Tubuh Yulan bergetar menahan isak dan air mata. Mata perempuan itu memerah. Cairan-cairan bening bergumpalan disudut matanya. Yulan menelan ludah berusaha menelan kesedihannya. Sungguh lelaki itu terlalu baik. Yulan tak pantas mendapatkan perhatiannya. Dirinya sendiri berstatus selir buangan sama sekali tak pantas disandingkan di sisi lelaki ini. Oh, andai waktu berputar balik, mungkin dirinya akan memutuskan bersama lelaki ini kalau saja keluarganya tak mengalami masalah seperti itu. Yulan mendongak menatap lurus pada mata sayu Hoshitai.

""Berhenti Hoshitai! Jangan mengatakan apapun lagi . . . " ucap Yulan menahan isakannya.

Keduanya terdiam lagi. Salju mulai berjatuhan tanpa suara di luar Gazebo. Hoshitai mendekati Yulan. Lelaki itu menatap wajah menunduk Yulan lekat-lekat. Jantung Yulan berdetak kencang merasakan harum maskulin lelaki itu menembus indra penciumannya. Mantel bulu hitam setumit Hoshitai memasuki penglihatannya dan tak lagi bergerak.

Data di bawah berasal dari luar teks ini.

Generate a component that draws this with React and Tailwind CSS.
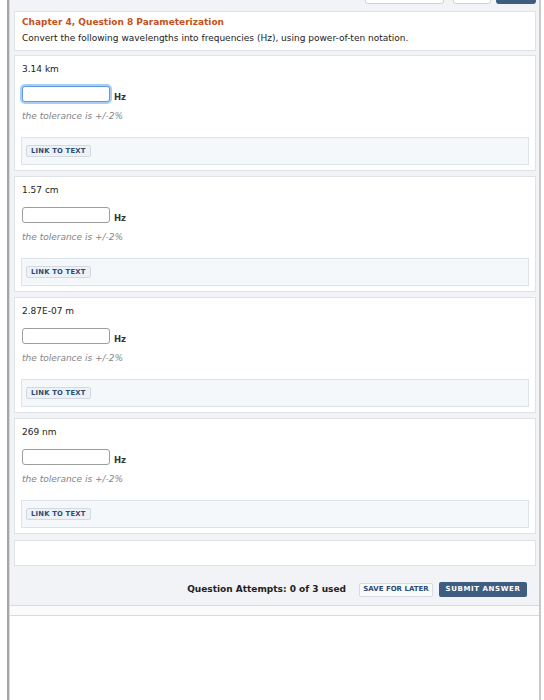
import React from "react";

const parts = [
  { label: "3.14 km", focused: true },
  { label: "1.57 cm" },
  { label: "2.87E-07 m" },
  { label: "269 nm" },
];

function PartBox({ label, focused }) {
  return (
    <div className="bg-white border border-[#dfe2e7] px-[6px] pt-[8px] pb-[5px]">
      <div className="pl-px text-[9px] leading-[11px] text-[#222]">{label}</div>
      <div className="mt-[11px] pl-px flex items-end h-[16px]">
        <div
          className={
            focused
              ? "w-[88px] h-[16px] rounded-[3px] bg-white border border-[#5d9be0] shadow-[0_0_0_2px_#a9cdf4]"
              : "w-[88px] h-[16px] rounded-[3px] bg-white border border-[#9d9d9d]"
          }
        />
        <span className="ml-[4px] text-[8.5px] leading-[11px] font-semibold text-[#333] -mb-px">Hz</span>
      </div>
      <div className="mt-[9px] pl-px text-[9px] leading-[11px] italic text-[#858585]">
        the tolerance is +/-2%
      </div>
      <div className="mt-[15px] h-[28px] bg-[#f5f8fb] border border-[#dde3ea] flex items-center px-[4px]">
        <span className="h-[12px] px-[4px] flex items-center rounded-[2px] bg-[#eef2f7] border border-[#d2d9e2] text-[6.8px] font-bold text-[#2c4b77] tracking-[0.2px]">
          LINK TO TEXT
        </span>
      </div>
    </div>
  );
}

export default function App() {
  return (
    <div className="min-h-screen bg-white pl-[7px]" style={{ fontFamily: '"DejaVu Sans", Verdana, sans-serif' }}>
      <div className="w-[534px] min-h-[700px] border-l-2 border-[#a6a6a6] border-r-2 border-r-[#c9c9c9]">
        <div className="border-l border-[#d9d9d9] min-h-[700px] flex flex-col">
          <div className="bg-[#f1f3f6] border-b border-[#d9dadc]">
            <div className="h-[4px] overflow-hidden flex items-end justify-end pr-[3px]">
              <div className="w-[79px] h-[20px] shrink-0 rounded-[3px] bg-white border border-[#cfd3d8]" />
              <div className="ml-[9px] w-[38px] h-[20px] shrink-0 rounded-[3px] bg-white border border-[#cfd3d8]" />
              <div className="ml-[5px] w-[40px] h-[20px] shrink-0 rounded-[3px] bg-[#3d5d80]" />
            </div>
            <div className="pt-[7px] pl-[4px] pr-[3px] flex flex-col gap-[4px]">
              <div className="bg-white border border-[#dfe2e7] px-[7px] pt-[5px] pb-[6px]">
                <div className="text-[9px] leading-[11px] font-bold text-[#c4501c]">
                  Chapter 4, Question 8 Parameterization
                </div>
                <div className="mt-[5px] text-[9px] leading-[11px] text-[#222]">
                  Convert the following wavelengths into frequencies (Hz), using power-of-ten notation.
                </div>
              </div>
              <div className="flex flex-col gap-[5px]">
                {parts.map((p) => (
                  <PartBox key={p.label} label={p.label} focused={p.focused} />
                ))}
              </div>
              <div className="mt-[2px] h-[26px] bg-white border border-[#dfe2e7]" />
            </div>
            <div className="mt-[16px] pb-[8px] pr-[12px] flex items-center justify-end">
              <span className="text-[9px] font-bold text-[#222]">Question Attempts: 0 of 3 used</span>
              <span className="ml-[13px] h-[14px] w-[74px] flex items-center justify-center rounded-[2px] bg-[#f9fafc] border border-[#d5dbe3] text-[7px] font-bold text-[#2c4b77]">
                SAVE FOR LATER
              </span>
              <span className="ml-[6px] h-[15px] w-[88px] flex items-center justify-center rounded-[2px] bg-[#3f5e7f] text-[7px] font-bold text-white tracking-[0.6px]">
                SUBMIT ANSWER
              </span>
            </div>
          </div>
          <div className="h-[10px] bg-[#fbfbfb] border-b border-[#d9dadc]" />
          <div className="flex-1 bg-white" />
        </div>
      </div>
    </div>
  );
}
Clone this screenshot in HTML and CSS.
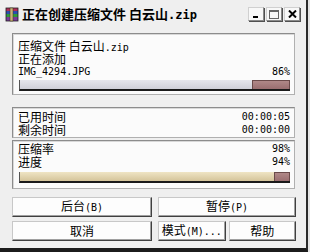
FILE: index.html
```html
<!DOCTYPE html>
<html lang="zh-CN">
<head>
  <meta charset="UTF-8">
  <title>正在创建压缩文件 白云山.zip</title>
  <link rel="stylesheet" href="styles.css">
</head>
<body>
  <div class="window">
    <div class="titlebar">
      <svg class="app-icon" width="14" height="15" viewBox="0 0 14 15">
        <rect x="1" y="1" width="12" height="3" fill="#b0305a"/>
        <rect x="1" y="4" width="12" height="3" fill="#2a4fb0"/>
        <rect x="1" y="7" width="12" height="3" fill="#2f9a3a"/>
        <rect x="1" y="10" width="12" height="4" fill="#7a3a9a"/>
        <rect x="1" y="1" width="12" height="13" fill="none" stroke="#202020" stroke-width="0.8"/>
        <rect x="5" y="1" width="3" height="13" fill="#c9b27a" stroke="#403010" stroke-width="0.5"/>
      </svg>
      <h1 class="title">正在创建压缩文件 白云山<span class="en">.zip</span></h1>
      <div class="title-buttons">
        <span class="tbtn">
          <svg width="8" height="8" viewBox="0 0 8 8"><rect x="1" y="6" width="5" height="2" fill="#000"/></svg>
        </span>
        <span class="tbtn">
          <svg width="10" height="9" viewBox="0 0 10 9"><rect x="0.5" y="0.5" width="9" height="8" fill="none" stroke="#666"/><rect x="0" y="0" width="10" height="2" fill="#666"/></svg>
        </span>
        <span class="tbtn">
          <svg width="9" height="8" viewBox="0 0 9 8"><path d="M1 0.5 L8 7.5 M8 0.5 L1 7.5" stroke="#000" stroke-width="2"/></svg>
        </span>
      </div>
    </div>

    <div class="content">
      <div class="panel file-panel">
        <div class="line">压缩文件 白云山<span class="en">.zip</span></div>
        <div class="line">正在添加</div>
        <div class="line row">
          <span class="en">IMG_4294.JPG</span>
          <span class="en">86%</span>
        </div>
        <div class="bar gray">
          <div class="fill" style="width: 86%"></div>
          <div class="rest"></div>
        </div>
      </div>

      <div class="panel time-panel">
        <div class="line row"><span>已用时间</span><span class="en">00:00:05</span></div>
        <div class="line row"><span>剩余时间</span><span class="en">00:00:00</span></div>
      </div>

      <div class="panel total-panel">
        <div class="line row"><span>压缩率</span><span class="en">98%</span></div>
        <div class="line row"><span>进度</span><span class="en">94%</span></div>
        <div class="bar tan">
          <div class="fill" style="width: 94%"></div>
          <div class="rest"></div>
        </div>
      </div>

      <div class="buttons">
        <button class="btn">后台<span class="en">(B)</span></button>
        <button class="btn">暂停<span class="en">(P)</span></button>
        <button class="btn">取消</button>
        <div class="btn-pair">
          <button class="btn">模式<span class="en">(M)...</span></button>
          <button class="btn">帮助</button>
        </div>
      </div>
    </div>
  </div>
</body>
</html>
```

FILE: styles.css
```css
* {
  margin: 0;
  padding: 0;
  box-sizing: border-box;
}

body {
  width: 310px;
  height: 252px;
  background: #e4e4e4;
  font-family: "Noto Sans CJK SC", sans-serif;
  font-size: 12px;
  color: #000;
  overflow: hidden;
}

.en {
  font-family: "DejaVu Sans Mono", "Liberation Mono", monospace;
  font-size: 10px;
}

.window {
  width: 308px;
  height: 252px;
  background: #efefef;
  border-right: 2px solid #2a2a2a;
  border-bottom: 4px solid #1c1c1c;
}

/* Title bar */
.titlebar {
  height: 28px;
  display: flex;
  align-items: center;
  padding: 0 6px 0 5px;
}

.app-icon {
  flex-shrink: 0;
  margin-right: 3px;
}

.title {
  font-size: 13px;
  font-weight: bold;
  line-height: 16px;
  white-space: nowrap;
}

.title .en {
  font-size: 12px;
  font-weight: bold;
}

.title-buttons {
  margin-left: auto;
  display: flex;
  gap: 2px;
}

.tbtn {
  width: 16px;
  height: 14px;
  display: flex;
  align-items: center;
  justify-content: center;
  background: #f8f8f8;
  border: 1px solid #8a8a8a;
  border-top-color: #d0d0d0;
  border-left-color: #d0d0d0;
  box-shadow: 1px 1px 0 #505050;
}

/* Panels */
.content {
  padding: 5px 11px 0 12px;
}

.panel {
  background: #fbfbfb;
  border: 1px solid #8c8c8c;
  border-right-color: #b0b0b0;
  border-bottom-color: #b0b0b0;
  box-shadow: inset 1px 1px 0 #d8d8d8;
}

.line {
  line-height: 13px;
  height: 13px;
  white-space: nowrap;
}

.row {
  display: flex;
  justify-content: space-between;
}

.file-panel {
  padding: 5px 4px 3px 5px;
}

.file-panel .bar {
  margin-top: 2px;
}

.time-panel {
  margin-top: 12px;
  padding: 2px 4px 1px 5px;
}

.total-panel {
  margin-top: 2px;
  padding: 1px 4px 5px 5px;
}

.bar {
  margin-top: 4px;
  margin-left: 1px;
  height: 11px;
  display: flex;
  border-left: 1px solid #555;
  border-bottom: 2px solid #1a1a1a;
}

.bar .rest {
  flex: 1;
  background: linear-gradient(#b08888, #9a6e70);
  border: 1px solid #6a4a4a;
  border-bottom: none;
}

.gray .fill {
  background: linear-gradient(#e6e6ec, #cfcfd8);
}

.tan .fill {
  background: linear-gradient(#efe4c4, #d4c49a);
}

/* Buttons */
.buttons {
  margin-top: 8px;
  display: grid;
  grid-template-columns: 140px 1fr;
  column-gap: 6px;
  row-gap: 4px;
  margin-right: -1px;
}

.btn-pair {
  display: flex;
  gap: 3px;
}

.btn-pair .btn {
  flex: 1;
}

.btn {
  height: 20px;
  font-family: "Noto Sans CJK SC", sans-serif;
  font-size: 12px;
  line-height: 16px;
  color: #000;
  background: #fdfdfd;
  border: 1px solid #c8c8c8;
  border-right-color: #404040;
  border-bottom-color: #404040;
  box-shadow: inset -1px -1px 0 #a0a0a0;
  white-space: nowrap;
}
```
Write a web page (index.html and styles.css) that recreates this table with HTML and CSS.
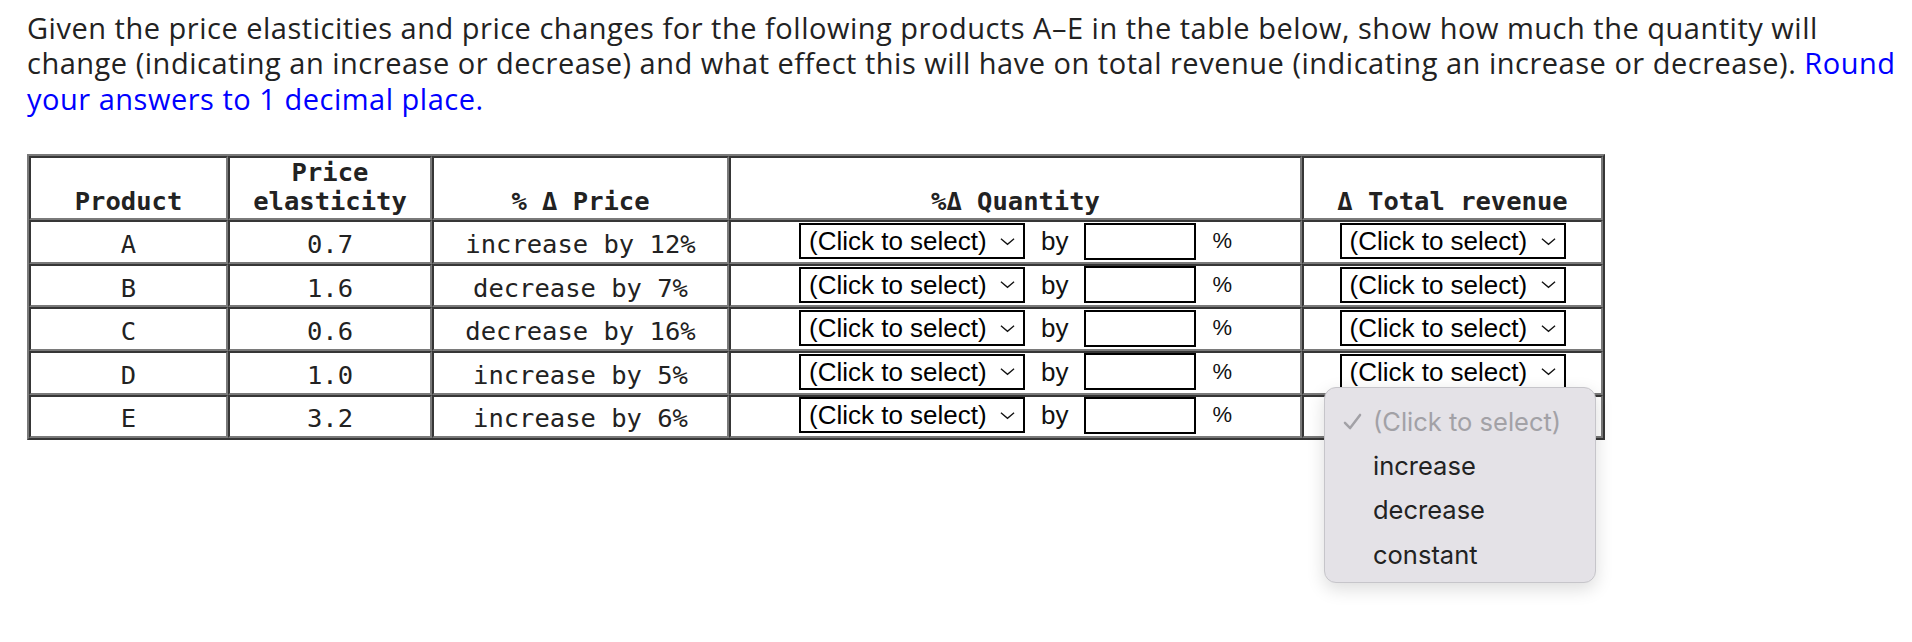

"Yulan," panggil Hoshitai lembut, "Kenapa kau memilih kembali lagi ke dalam air keruh itu?" Yulan tak menjawab dan memilih diam. "ku mohon, tetaplah disini bersama ku. ...ku mohon tataplah diriku, Yulan. . . .panggil namaku," pinta Hoshitai dengan nada memohon.

Yulan tetap terdiam seribu bahasa dengan tatapan tertuju ke bawah lantai kasar Gazebo. Dirinya tak ingin mrnatap pria itu. ia tahu dirinya akan goyah dan hancur apabila menatap mata kelam bagai lautan malam itu, semua pertahanan yang dibuatnya selama ini akan hancur pula. Tak tahan dengan kebisuan ini, Hoshitai meletakkan kedua tangannya di bahu Yulan. Lelaki itu mengguncang bahu Yulan cukup kuat.